Twenty years on from the fall of the Berlin wall, and the Europe that emerged from the rubble still brings trials for the two main political parties. This month, David Cameron discovered that navigating the politics of EU treaties involves more tricky corners than even the most serpentine of Conservative leaders can deftly navigate. Yet how he will deal with the practicalities of a post-Lisbon EU remains unclear, hence his carefully phrased “enough is enough” response: the tone hostile, the commitments vague.

A genuine sceptic, the Tory leader thinks Lisbon is just more EU integration pushed by hook, crook and re-run referenda. Here he is in line with pubic opinion. That is why the only real challenge to his position came from Tory hardliners, and their Eurosceptic offspring in Ukip. Cameron thinks he can manage this balance as long as he is winning on other fronts. “Better to have dissatisfied Eurosceptics now than promises we’re not in a position to keep later,” says one senior Cameron strategist.

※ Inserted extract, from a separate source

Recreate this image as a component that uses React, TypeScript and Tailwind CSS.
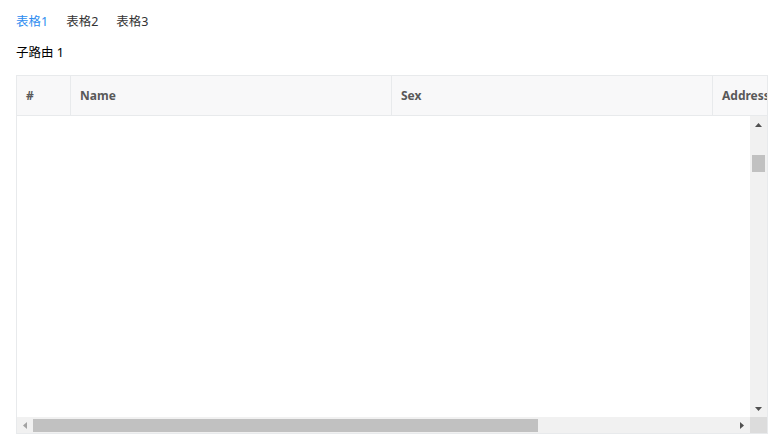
import React from "react";

const font = { fontFamily: '"Noto Sans", "Noto Sans CJK SC", sans-serif' };

function Tri({ dir, color }: { dir: "up" | "down" | "left" | "right"; color: string }) {
  const pts: Record<string, string> = {
    up: "0,4 7,4 3.5,0",
    down: "0,0 7,0 3.5,4",
    left: "4,0 4,7 0,3.5",
    right: "0,0 0,7 4,3.5",
  };
  const w = dir === "up" || dir === "down" ? 7 : 4;
  const h = dir === "up" || dir === "down" ? 4 : 7;
  return (
    <svg width={w} height={h} viewBox={`0 0 ${w} ${h}`}>
      <polygon points={pts[dir]} fill={color} />
    </svg>
  );
}

export default function App() {
  return (
    <div className="min-h-[443px] bg-white pl-4 pt-[14px]" style={font}>
      <div className="flex gap-[18px] text-[12.5px] leading-[16px] text-[#333]">
        <span className="text-[#2d8cf0]">表格1</span>
        <span>表格2</span>
        <span>表格3</span>
      </div>
      <div className="mt-[15px] text-[12.5px] leading-[16px] text-black">子路由 1</div>
      <div className="mt-[14px] flex h-[359px] w-[752px] flex-col border border-[#e8eaec]">
        <div className="flex h-[40px] shrink-0 overflow-hidden border-b border-[#e8eaec] bg-[#f8f8f9] text-[12px] font-bold text-[#595959]">
          <div className="flex w-[54px] shrink-0 items-center border-r border-[#e8eaec] pl-[9px]">#</div>
          <div className="flex w-[321px] shrink-0 items-center border-r border-[#e8eaec] pl-[9px]">Name</div>
          <div className="flex w-[321px] shrink-0 items-center border-r border-[#e8eaec] pl-[9px]">Sex</div>
          <div className="flex w-[120px] shrink-0 items-center pl-[9px]">Address</div>
        </div>
        <div className="flex h-[301px] shrink-0">
          <div className="flex-1 bg-white" />
          <div className="flex w-[17px] flex-col bg-[#f1f1f1]">
            <div className="flex h-[17px] items-center justify-center">
              <Tri dir="up" color="#505050" />
            </div>
            <div className="mt-[22px] ml-[2px] h-[17px] w-[13px] bg-[#c1c1c1]" />
            <div className="flex-1" />
            <div className="flex h-[17px] items-center justify-center">
              <Tri dir="down" color="#505050" />
            </div>
          </div>
        </div>
        <div className="flex h-[16px] shrink-0 bg-[#f1f1f1]">
          <div className="flex w-[16px] items-center justify-center">
            <Tri dir="left" color="#a3a3a3" />
          </div>
          <div className="mt-[2px] h-[13px] w-[505px] bg-[#c1c1c1]" />
          <div className="flex-1" />
          <div className="flex w-[16px] items-center justify-center">
            <Tri dir="right" color="#505050" />
          </div>
          <div className="w-[17px] bg-[#dcdcdc]" />
        </div>
      </div>
    </div>
  );
}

True, Cameron will be pushed to be more hostile by his own side. He will also need to compensate for the dropped referendum pledge if he is to lure back the pile of voters who deserted him for Ukip in the European elections in June. Yet he is not a leader in the Thatcher mould, who relishes what one long-suffering pro-European Tory wearily calls the “Sinn Fein approach—ourselves alone.” So some kind of positive policy will be needed.